Intertek's competitive moat is substantial, derived from several key sources. Its brand is a globally recognized symbol of quality and trust, which is a significant barrier to entry. The business is protected by high regulatory hurdles, as obtaining the necessary accreditations to test and certify products for different countries is a complex and lengthy process. Furthermore, switching costs for clients are high; once a manufacturer integrates Intertek's testing protocols into its supply chain, changing providers would be disruptive, costly, and introduce risks of product delays or recalls. Its global scale also provides an advantage over smaller, regional players.

Despite these strengths, Intertek's moat is not the deepest in the industry.
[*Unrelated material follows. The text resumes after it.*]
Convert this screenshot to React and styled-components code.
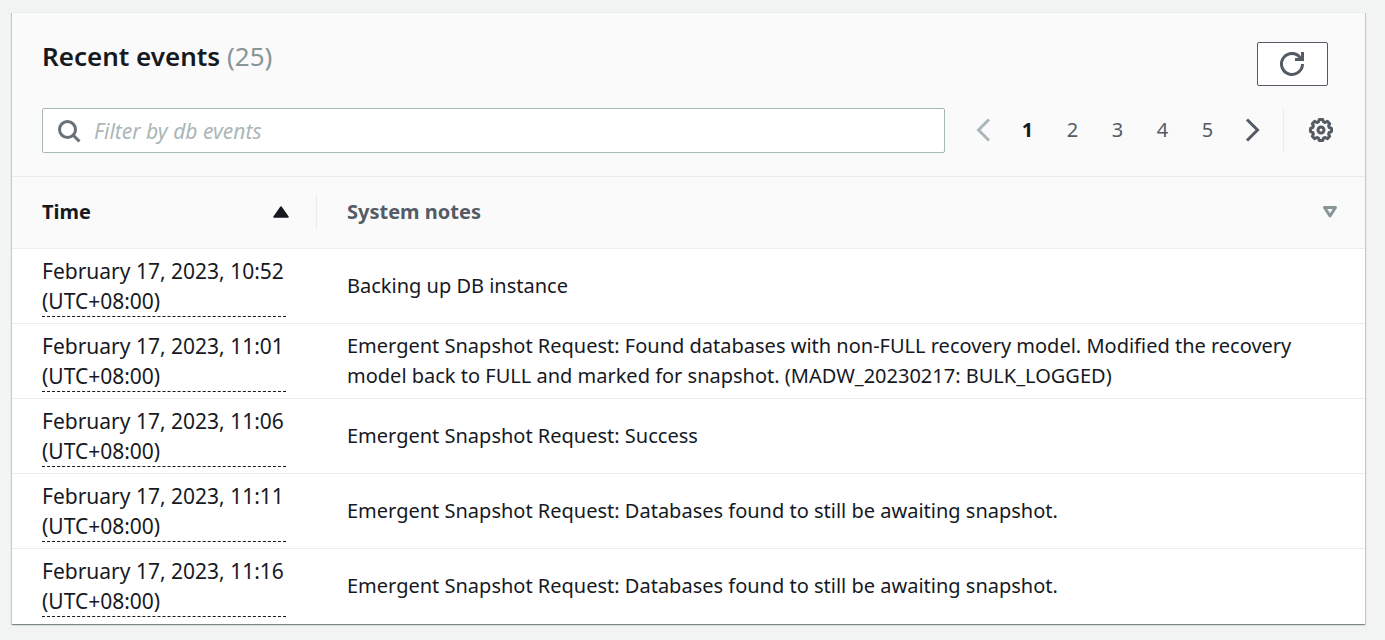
import React from "react";
import styled, { createGlobalStyle } from "styled-components";

const GlobalStyle = createGlobalStyle`
  *, *::before, *::after { box-sizing: border-box; }
  body {
    margin: 0;
    background: #f2f3f3;
    color: #16191f;
    font-family: "Noto Sans", "Open Sans", sans-serif;
    font-size: 20px;
    line-height: 30px;
  }
  button, input { font: inherit; color: inherit; }
`;

const Page = styled.main`
  padding: 12px 20px 15px 12px;
`;

const Card = styled.section`
  background: #ffffff;
  border-top: 1px solid #eaeded;
  box-shadow: 0 1px 1px 0 rgba(0, 28, 36, 0.3), 1px 1px 1px 0 rgba(0, 28, 36, 0.15),
    -1px 1px 1px 0 rgba(0, 28, 36, 0.15);
`;

const CardHeader = styled.header`
  padding: 29px 32px 23px 30px;
  background: #fafafa;
  border-bottom: 1px solid #eaeded;
`;

const TitleBar = styled.div`
  display: flex;
  align-items: flex-start;
  justify-content: space-between;
  padding-right: 5px;
`;

const Title = styled.h2`
  margin: 0;
  font-size: 26px;
  line-height: 28px;
  font-weight: 600;
`;

const Count = styled.span`
  color: #879596;
  font-weight: 400;
`;

const RefreshButton = styled.button`
  display: flex;
  align-items: center;
  justify-content: center;
  width: 71px;
  height: 44px;
  padding: 0 1px 0 0;
  color: #545b64;
  background: #ffffff;
  border: 1px solid #545b64;
  border-radius: 2px;
`;

const Toolbar = styled.div`
  display: flex;
  align-items: flex-start;
  margin-top: 22px;
`;

const FilterBox = styled.label`
  display: flex;
  flex: 1;
  align-items: center;
  gap: 13px;
  min-width: 0;
  height: 45px;
  padding: 0 14px;
  color: #687078;
  background: #ffffff;
  border: 1px solid #aab7b8;
  border-radius: 2px;
`;

const FilterInput = styled.input`
  flex: 1;
  min-width: 0;
  padding: 0;
  color: #16191f;
  font-size: 21px;
  background: transparent;
  border: 0;
  outline: 0;

  &::placeholder {
    color: #aab7b8;
    font-style: italic;
    opacity: 1;
  }
`;

const Pagination = styled.nav`
  display: flex;
  margin-left: 15px;
`;

const PageButton = styled.button`
  display: flex;
  align-items: center;
  justify-content: center;
  width: 45px;
  height: 44px;
  padding: 0;
  color: ${({ $current }) => ($current ? "#16191f" : "#545b64")};
  font-weight: ${({ $current }) => ($current ? 700 : 400)};
  background: transparent;
  border: 0;

  &:disabled { color: #aab7b8; }
`;

const Preferences = styled.div`
  display: flex;
  align-items: center;
  height: 44px;
  margin-left: 8px;
  padding-left: 25px;
  border-left: 1px solid #eaeded;
`;

const IconButton = styled.button`
  display: flex;
  padding: 0;
  color: #545b64;
  background: transparent;
  border: 0;
`;

const Table = styled.table`
  width: 100%;
  table-layout: fixed;
  border-collapse: separate;
  border-spacing: 0;
`;

const TimeColumn = styled.col`
  width: 305px;
`;

const HeaderCell = styled.th`
  height: 72px;
  padding: 0 0 2px;
  text-align: left;
  font-weight: 700;
  color: ${({ $sorted }) => ($sorted ? "#16191f" : "#545b64")};
  background: #fafafa;
  border-bottom: 1px solid #eaeded;
`;

const SortButton = styled.button`
  display: flex;
  align-items: center;
  justify-content: space-between;
  width: 100%;
  height: 36px;
  padding: 0 27px 0 30px;
  background: transparent;
  border: 0;
  border-right: ${({ $divided }) => ($divided ? "1px solid #eaeded" : "0")};
`;

const Row = styled.tr`
  &:last-child td { border-bottom-color: transparent; }
`;

const Cell = styled.td`
  vertical-align: middle;
  border-bottom: 1px solid #eaeded;
`;

const TimeCell = styled(Cell)`
  padding: 7px 31px 6px 30px;
  font-size: 21px;
`;

const NoteCell = styled(Cell)`
  padding: 7px 30px;
`;

const Timestamp = styled.time`
  display: block;
  border-bottom: 1px dashed #16191f;
`;

const SearchIcon = () => (
  <svg width="24" height="24" viewBox="0 0 24 24" fill="none" stroke="currentColor" strokeWidth="3" aria-hidden="true">
    <circle cx="10.5" cy="10.5" r="8" />
    <path d="M16 16l6.5 6.5" />
  </svg>
);

const RefreshIcon = () => (
  <svg width="24" height="24" viewBox="0 0 24 24" fill="none" stroke="currentColor" strokeWidth="3" aria-hidden="true">
    <path d="M22.5 12A10.5 10.5 0 1 1 18.5 3.7L21 7" />
    <path d="M15 7.5h7.5V0" />
  </svg>
);

const ChevronIcon = ({ direction }) => (
  <svg width="24" height="24" viewBox="0 0 24 24" fill="none" stroke="currentColor" strokeWidth="3" aria-hidden="true">
    <path d={direction === "left" ? "M18 1.5L7.5 12 18 22.5" : "M6 1.5L16.5 12 6 22.5"} />
  </svg>
);

const GearIcon = () => (
  <svg width="24" height="24" viewBox="0 0 24 24" fill="none" stroke="currentColor" strokeWidth="3" strokeLinejoin="round" aria-hidden="true">
    <path d="M10.3 1.5h3.4l.9 2.4 1.5.6 2.3-1.1 2.3 2.3-1.1 2.3.6 1.5 2.3.9v3.2l-2.3.9-.6 1.5 1.1 2.3-2.3 2.3-2.3-1.1-1.5.6-.9 2.4h-3.4l-.9-2.4-1.5-.6-2.3 1.1-2.3-2.3 1.1-2.3-.6-1.5-2.3-.9v-3.2l2.3-.9.6-1.5-1.1-2.3 2.3-2.3 2.3 1.1 1.5-.6z" />
    <circle cx="12" cy="12" r="3" />
  </svg>
);

const SortIcon = ({ active }) => (
  <svg width="16" height="12" viewBox="0 0 16 12" aria-hidden="true">
    {active ? (
      <path d="M8 1L15 11H1z" fill="#16191f" stroke="#16191f" strokeWidth="1.5" strokeLinejoin="round" />
    ) : (
      <path d="M2.5 1.5h11L8 10z" fill="none" stroke="#879596" strokeWidth="3" strokeLinejoin="round" />
    )}
  </svg>
);

const pages = [1, 2, 3, 4, 5];

const events = [
  { time: "10:52", note: "Backing up DB instance" },
  {
    time: "11:01",
    note: "Emergent Snapshot Request: Found databases with non-FULL recovery model. Modified the recovery model back to FULL and marked for snapshot. (MADW_20230217: BULK_LOGGED)",
  },
  { time: "11:06", note: "Emergent Snapshot Request: Success" },
  { time: "11:11", note: "Emergent Snapshot Request: Databases found to still be awaiting snapshot." },
  { time: "11:16", note: "Emergent Snapshot Request: Databases found to still be awaiting snapshot." },
];

export default function App() {
  return (
    <Page>
      <GlobalStyle />
      <Card>
        <CardHeader>
          <TitleBar>
            <Title>
              Recent events <Count>(25)</Count>
            </Title>
            <RefreshButton type="button" aria-label="Refresh events">
              <RefreshIcon />
            </RefreshButton>
          </TitleBar>
          <Toolbar>
            <FilterBox>
              <SearchIcon />
              <FilterInput type="text" placeholder="Filter by db events" aria-label="Filter by db events" />
            </FilterBox>
            <Pagination aria-label="Event pages">
              <PageButton type="button" disabled aria-label="Previous page">
                <ChevronIcon direction="left" />
              </PageButton>
              {pages.map((page) => (
                <PageButton
                  key={page}
                  type="button"
                  $current={page === 1}
                  aria-current={page === 1 ? "page" : undefined}
                >
                  {page}
                </PageButton>
              ))}
              <PageButton type="button" aria-label="Next page">
                <ChevronIcon direction="right" />
              </PageButton>
            </Pagination>
            <Preferences>
              <IconButton type="button" aria-label="Preferences">
                <GearIcon />
              </IconButton>
            </Preferences>
          </Toolbar>
        </CardHeader>
        <Table>
          <colgroup>
            <TimeColumn />
            <col />
          </colgroup>
          <thead>
            <tr>
              <HeaderCell scope="col" $sorted aria-sort="ascending">
                <SortButton type="button" $divided>
                  Time
                  <SortIcon active />
                </SortButton>
              </HeaderCell>
              <HeaderCell scope="col">
                <SortButton type="button">
                  System notes
                  <SortIcon />
                </SortButton>
              </HeaderCell>
            </tr>
          </thead>
          <tbody>
            {events.map(({ time, note }) => (
              <Row key={time}>
                <TimeCell>
                  <Timestamp dateTime={`2023-02-17T${time}+08:00`}>
                    February 17, 2023, {time} (UTC+08:00)
                  </Timestamp>
                </TimeCell>
                <NoteCell>{note}</NoteCell>
              </Row>
            ))}
          </tbody>
        </Table>
      </Card>
    </Page>
  );
}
Its primary vulnerability is its relative lack of scale compared to industry leaders SGS and Bureau Veritas, which operate significantly larger global networks. This size disadvantage can prevent Intertek from winning the largest, most complex contracts from multinational corporations that prefer a single TIC provider for all their global operations. Therefore, while its competitive position is strong and its business model is highly durable, it is more of a high-quality market follower than an undisputed market leader.

Factor Analysis

  • Global Channel Reach

    Fail

    Intertek possesses a broad global network, but it is demonstrably smaller than its largest competitors, placing it at a disadvantage for securing top-tier multinational contracts.

    Intertek operates a significant global network with over 1,000 laboratories and offices in more than 100 countries. This footprint is a formidable barrier to entry for new or small competitors. However, in the context of its main rivals, this network is a point of competitive weakness. Industry leader SGS operates over 2,600 locations, and Bureau Veritas has approximately 1,600. This means Intertek's network is about 60% smaller than SGS's. For large multinational clients that require a single, integrated TIC partner across their entire global supply chain, this difference in scale is often a deciding factor. While Intertek's network is a core asset, it is not best-in-class, which ultimately caps its addressable market at the highest level.
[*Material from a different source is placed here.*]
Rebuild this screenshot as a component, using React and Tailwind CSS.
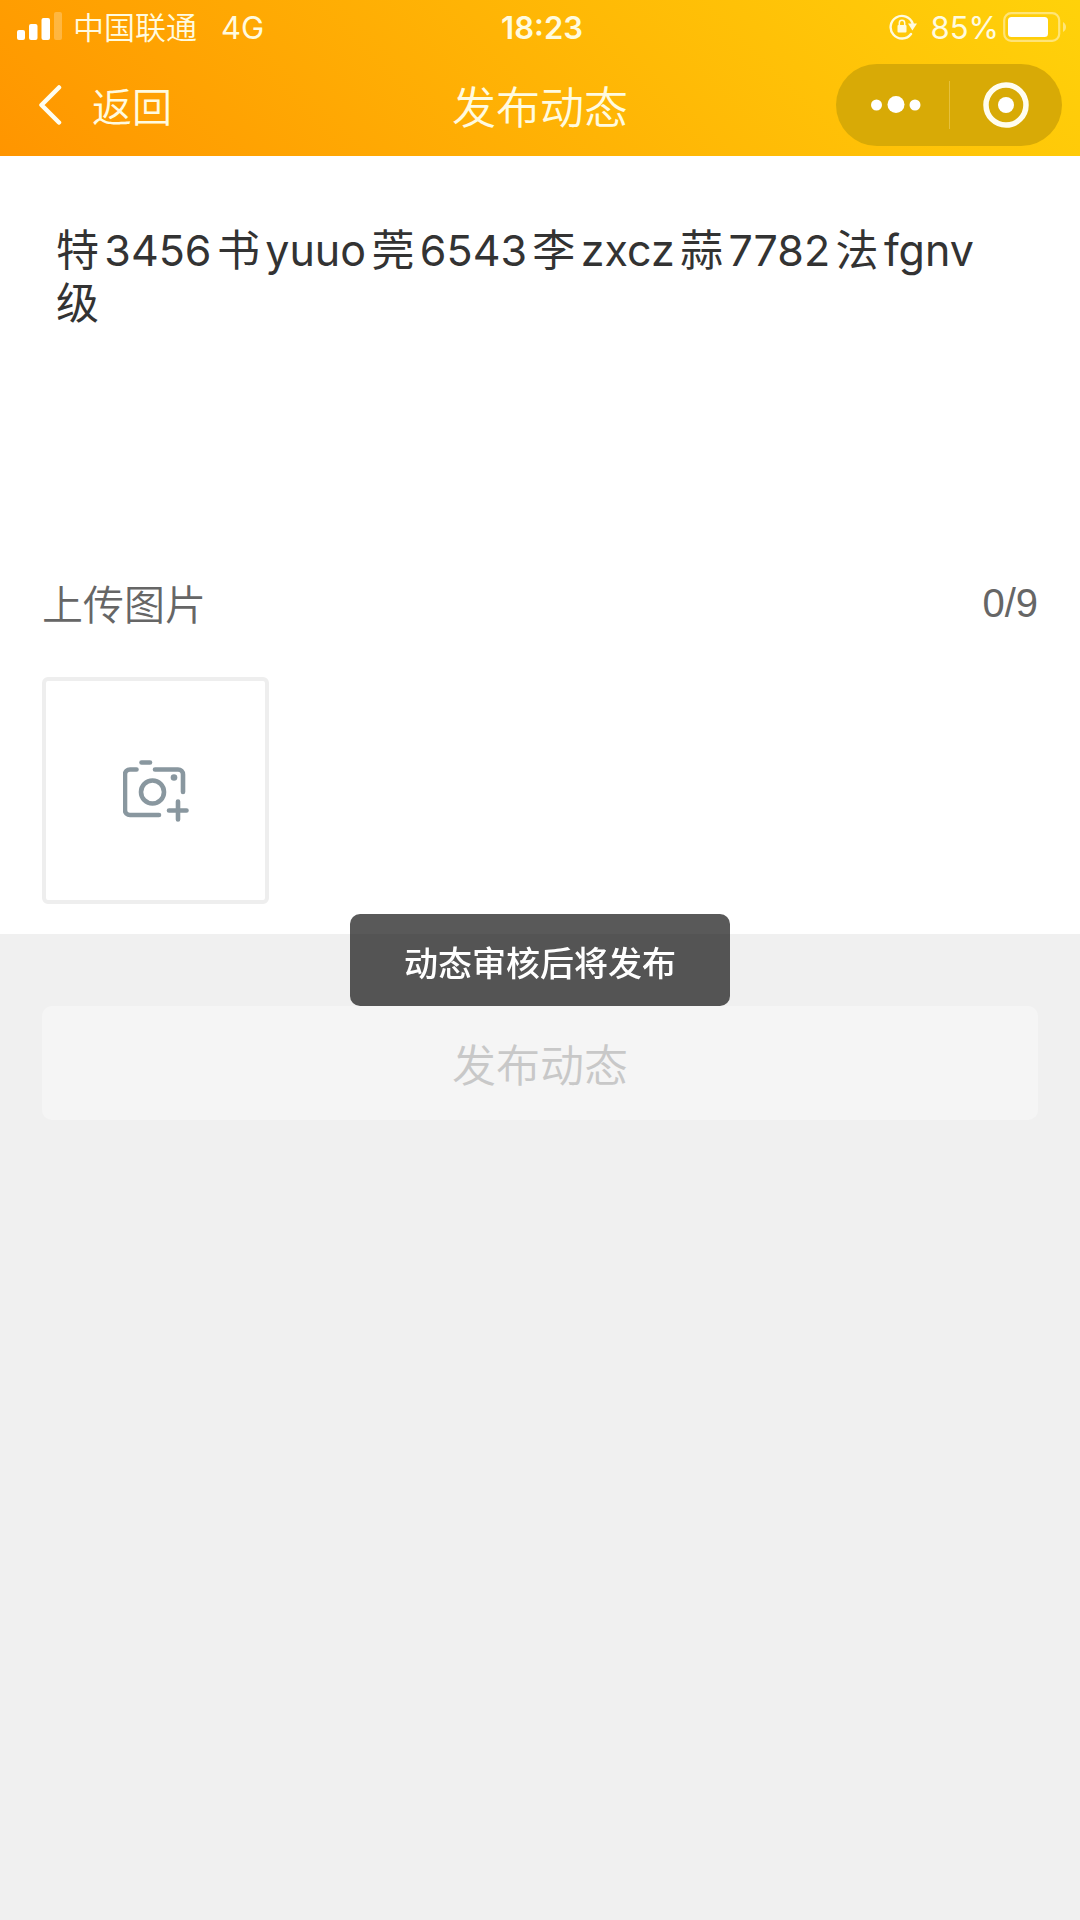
import { useState } from 'react';

const SignalIcon = () => (
  <svg viewBox="0 0 46 30" className="w-[46px] h-[30px]" fill="#fff">
    <rect x="0" y="18" width="8" height="10" rx="2" />
    <rect x="12" y="12" width="8.500" height="16" rx="2" />
    <rect x="24.500" y="6" width="8.500" height="22" rx="2" />
    <rect x="37" y="0" width="8" height="28" rx="2" opacity="0.25" />
  </svg>
);

const RotationLockIcon = () => (
  <svg viewBox="0 0 28 26" className="w-[28px] h-[26px]" fill="none">
    <path d="M22 20A11.3 11.3 0 1 1 23.6 9.5" stroke="#fffbe0" strokeWidth="2.4" strokeLinecap="round" />
    <path d="M19 9.5h9l-4.6 7z" fill="#fffbe0" />
    <rect x="8.5" y="11" width="9" height="7.5" rx="1" fill="#fffbe0" />
    <path d="M10.3 11V9a2.7 2.7 0 0 1 5.4 0v2" stroke="#fffbe0" strokeWidth="1.5" />
  </svg>
);

const BatteryIcon = () => (
  <svg viewBox="0 0 64 30" className="w-[64px] h-[30px]" fill="none">
    <rect x="1.2" y="1.2" width="55" height="27.6" rx="7" stroke="#fff" strokeWidth="2.2" opacity="0.45" />
    <rect x="5" y="5" width="40" height="20" rx="3.5" fill="#fff" />
    <path d="M60 10c4 2 4 8 0 10z" fill="#fff" opacity="0.45" />
  </svg>
);

const BackIcon = () => (
  <svg viewBox="0 0 24 42" className="w-[24px] h-[42px]" fill="none">
    <path d="M21 3.500 3.500 21 21 38.500" stroke="#fffef0" strokeWidth="4.500" strokeLinecap="round" strokeLinejoin="round" />
  </svg>
);

const MoreIcon = () => (
  <svg viewBox="0 0 50 18" className="w-[50px] h-[18px]" fill="#fff">
    <circle cx="5.500" cy="9" r="5.500" />
    <circle cx="25" cy="8.500" r="8.500" />
    <circle cx="44" cy="9" r="5.500" />
  </svg>
);

const TargetIcon = () => (
  <svg viewBox="0 0 46 46" className="w-[46px] h-[46px]" fill="none">
    <circle cx="23" cy="23" r="20" stroke="#fffdf0" strokeWidth="5.500" />
    <circle cx="23" cy="23" r="8" fill="#fff" />
  </svg>
);

const CameraPlusIcon = () => (
  <svg viewBox="0 0 66 62" className="w-[66px] h-[62px]" fill="none" stroke="#89979f" strokeWidth="4.600" strokeLinecap="round">
    <path d="M18.500 2.500h8.500" />
    <path d="M13.500 9.500H7a5 5 0 0 0-5 5V50a5 5 0 0 0 5 5h29" />
    <path d="M32 9.500h23a5 5 0 0 1 5 5V32" />
    <circle cx="29.500" cy="32" r="11.500" />
    <circle cx="51" cy="17.500" r="3.300" fill="#89979f" stroke="none" />
    <path d="M46 50.500h17.500M55 41.500v18" />
  </svg>
);

const App = () => {
  const [content, setContent] = useState('特3456书yuuo莞6543李zxcz蒜7782法fgnv级');

  return (
    <div className="min-h-screen bg-[#f0f0f0] font-['Noto_Sans_CJK_SC',sans-serif]">
      <header className="bg-linear-45 from-[#ff9500] via-[#ffb405] to-[#ffd20a] text-[#fffbe0]">
        <div className="grid grid-cols-3 items-center h-[54px] pl-[17px] pr-[13px] font-['Inter','Noto_Sans_CJK_SC',sans-serif] text-[31px] leading-none">
          <div className="flex items-center">
            <SignalIcon />
            <span className="ml-2.5 font-[350]">中国联通</span>
            <span className="ml-6">4G</span>
          </div>
          <time className="text-center font-semibold">18:23</time>
          <div className="flex items-center justify-end">
            <RotationLockIcon />
            <span className="ml-3.5 mr-1">85%</span>
            <BatteryIcon />
          </div>
        </div>
        <nav className="grid grid-cols-3 items-center h-[102px]">
          <button type="button" className="flex items-center gap-[30px] justify-self-start ml-[38px] text-[40px] leading-none font-[350]">
            <BackIcon />
            返回
          </button>
          <h1 className="text-center text-[44px] leading-none font-[350]">发布动态</h1>
          <div className="flex items-center justify-self-end w-[226px] h-[82px] mr-[18px] rounded-full bg-[#d8aa06]">
            <button type="button" aria-label="更多" className="flex items-center justify-center w-[113px] pl-1.5">
              <MoreIcon />
            </button>
            <span className="w-px h-12 bg-[#e6c13c]" />
            <button type="button" aria-label="关闭" className="flex flex-1 items-center justify-center">
              <TargetIcon />
            </button>
          </div>
        </nav>
      </header>

      <main>
        <section className="bg-white px-[42px] pt-[68px] pb-[30px]">
          <textarea
            value={content}
            onChange={(e) => setContent(e.target.value)}
            aria-label="动态内容"
            className="block w-full h-[320px] pl-3.5 pr-8 resize-none outline-none font-['Inter','Noto_Sans_CJK_SC',sans-serif] text-[43px] leading-[53px] text-[#333] [text-autospace:normal]"
          />
          <div className="flex items-center justify-between h-[117px] text-[40px] leading-none text-[#666]">
            <h2 className="text-[41px] font-[350]">上传图片</h2>
            <span className="font-['Liberation_Sans',sans-serif]">0/9</span>
          </div>
          <button
            type="button"
            aria-label="添加图片"
            className="flex items-center justify-center mt-4 size-[227px] rounded-md border-4 border-[#eee]"
          >
            <CameraPlusIcon />
          </button>
        </section>

        <div className="px-[42px] pt-[72px]">
          <button type="button" disabled className="w-full h-[114px] rounded-[10px] bg-[#f5f5f5] text-[44px] leading-none font-[350] text-[#c8c8c8]">
            发布动态
          </button>
        </div>
      </main>

      <div
        role="status"
        className="fixed top-1/2 left-1/2 -translate-x-1/2 -translate-y-1/2 px-[54px] pt-[22px] pb-[18px] rounded-[10px] bg-black/65 text-[34px] leading-[52px] font-medium whitespace-nowrap text-white"
      >
        动态审核后将发布
      </div>
    </div>
  );
};

export default App;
  • Installed Base and Attach

    Pass

    As a service-based business, Intertek's 'installed base' consists of sticky, long-term client relationships that generate predictable, recurring revenue and create high switching costs.

    Unlike a manufacturer, Intertek does not have a physical installed base of equipment. Instead, its moat is built on an 'installed base' of customer relationships and ongoing certification programs. A large portion of its revenue is recurring in nature, as clients depend on Intertek year after year for batch testing, periodic inspections, and the renewal of critical certifications required for market access. For example, a global electronics brand will have a multi-year program with Intertek to test every new product before launch. These embedded relationships make switching providers difficult and risky, ensuring revenue stability. The company's consistent low-single-digit organic growth (averaging 3-5% in recent years) reflects strong client retention, even without a formally reported metric like 'Net Revenue Retention'. This model of recurring service revenue is a fundamental strength.

  • Precision and Traceability

    Pass

    Intertek's strong brand reputation for trust and precision allows it to command premium pricing, which is clearly reflected in its high and stable operating margins that are competitive with the top tier of the industry.

    In the TIC industry, reputation is the most valuable asset. The trust that clients and regulators place in the Intertek name is the foundation of its business and pricing power. This is quantitatively evident in its profitability. Intertek consistently delivers an adjusted operating margin of around 15%. This is strong performance, putting it IN LINE with its top competitors SGS (15-16%) and Bureau Veritas (~16%). More importantly, it is significantly ABOVE the profitability of other major players like DEKRA (5-7%) or Applus (9-11%). This durable, high margin is direct proof that customers are willing to pay for the quality, reliability, and global acceptance that Intertek's brand guarantees.

  • Software and Lock-In

    Fail

    While Intertek utilizes software to enhance its services, it has not yet developed a software and analytics ecosystem that serves as a primary source of competitive advantage or customer lock-in.

    Like its peers, Intertek is investing in digital platforms to streamline service delivery, manage data, and offer clients better insights. However, these software offerings are currently supportive tools rather than a core part of its business moat. The company does not generate significant revenue from software licenses or subscriptions; its income is overwhelmingly tied to its physical testing and inspection activities. The primary lock-in for customers comes from regulatory certifications and deep operational integration, not from a software platform. Unlike a true software company, Intertek's digital tools do not create powerful network effects or exceptionally high switching costs on their own. This is an area of potential for the future, but today it is not a meaningful differentiator.

  • Vertical Focus and Certs

    Fail

    Intertek is well-diversified with a strong position in consumer products, but it lacks the near-unbeatable dominance that some competitors have built in specific, high-barrier industrial or automotive sectors.

    Intertek's business is spread across three main divisions: Products, Trade, and Resources. Its greatest strength is within the Products division, where it is a global leader in testing consumer goods, electronics, and textiles. This diversification provides resilience against downturns in any single industry. However, this balanced approach means it doesn't 'own' any single vertical in the way some of its competitors do. For instance, DEKRA has an incredibly deep and defensible moat in European automotive inspection, while Bureau Veritas has a historic stronghold in Marine & Offshore certification. These competitors have a level of market dominance and brand recognition in their niche verticals that Intertek, despite its strengths, cannot match. Being a master of many trades is a solid strategy, but it's not as powerful a moat as being the undisputed master of one critical, high-barrier domain.